Solenni «Inni» contro gli eretici
Efrem il Siro - santo e padre della Chiesa vissuto nel IV secolo (306-373) tra Nisibi ed Edessa - è considerato il più insigne rappresentante del Cristianesimo di lingua siriaca e di lui si apprezza la capacità di conciliare la vocazione del teologo con quella del poeta. Soprannominato «cetra dello Spirito Santo», uno studioso amante dei Padri, qual è Benedetto XVI, ha scritto che «la poesia gli permette di approfondire la riflessione teologica attraverso paradossi e immagini. Nello stesso tempo la sua teologia diventa liturgia, diventa musica: era infatti un grande compositore, un musicista. Le immagini contrapposte sono da lui largamente privilegiate, perché gli servono per sottolineare il mistero di Dio». Le vicissitudini storiche non gli hanno impedito di vivere la bellezza della fede, di cantarla, di insegnarla. Proprio le circostanze hanno accentuato il suo impegno di testimone. È diacono, assiste il vescovo, san Giacobbe, si prodiga nell’organizzazione dei soccorsi nel pieno di una carestia che travolge Edessa dopo il 370 e prestando questo servizio troverà la morte. Fondatore della «Scuola dei Persiani», l’attività di teologo-poeta non gli impedisce di prendere di petto il clima culturale del suo tempo contrassegnato dal proliferare delle eresie. Lo studio delle verità cristiane lo trasformano in un raffinato polemista. Agli Inni sulla Natività e sull’Epifania (tradotti in Italia dalle Paoline insieme agli Inni Pasquali) Efrem il Siro affianca un corpus di cinquantasei Inni contro le eresie che Les Belles Lettres hanno da poco pubblicato con l’immancabile e autorevolissima cura: ogni testo è commentato e accompagnato da un apparato di note, gli indici sono divisi in riferimenti biblici dell’Antico Testamento e Apocrifi e del Nuovo Testamento e Apocrifi; non mancano gli indici dei nomi propri e quello tematico. Ampio spazio è dedicato a un prezioso glossario delle dottrine e dei gruppi eretici citati (si contano 21 voci). La bibliografia supera le 20 pagine.

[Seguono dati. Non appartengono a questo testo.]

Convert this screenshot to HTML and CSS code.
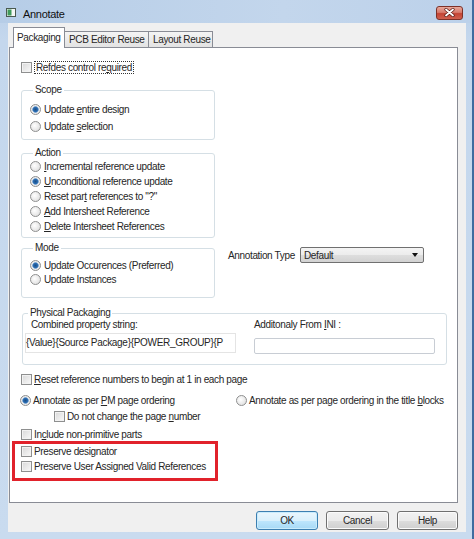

Gli interlocutori principali delle sottili dispute, sempre in versi, su verità ed eresia, su bene e male, luce e tenebre, natura e unicità di Cristo sono Ario e l’arianesimo, Mani e il manicheismo, Marcione, Bardesane. Quest’ultimo, rappresentante di una delle più antiche espressioni del Cristianesimo siriaco e padre dell’innologia cui si ispira Efrem, diventa docetista e gnostico per le tesi elaborate su anima e corpo e sulla fisicità solo apparente di Cristo. Composti in parte a Nisibi e ultimati a Edessa, questi Inni hanno come destinatari le comunità cristiane e i fedeli perché sappiano distinguere la verità dall’errore che spesso si presenta in maniera subdola. L’opera è concepita come un piano teologico a difesa dell’ortodossia e del “corpo della Chiesa”. Nell’Inno conclusivo, il LVI intitolato Il gregge di Cristo, scrive: «Mani e Bardesane hanno profanato le assemblee come fornicatori e introdotto i loro propri nomi al posto di questo bel Nome»; per poi aggiungere: «O mio Signore, che le pene del Tuo pastore non siano disprezzate, perché io non ho turbato il Tuo gregge, al contrario, finché ho potuto ho tenuto i lupi lontani e ho costruito, fino a che sono stato capace, il recinto degli inni per gli agnelli del Tuo pascolo».
Efrem dà voce alle dimensioni divine e umane del mistero della redenzione e in modo poetico anticipa temi e linguaggio delle grandi definizioni cristologiche dei Concili del V secolo.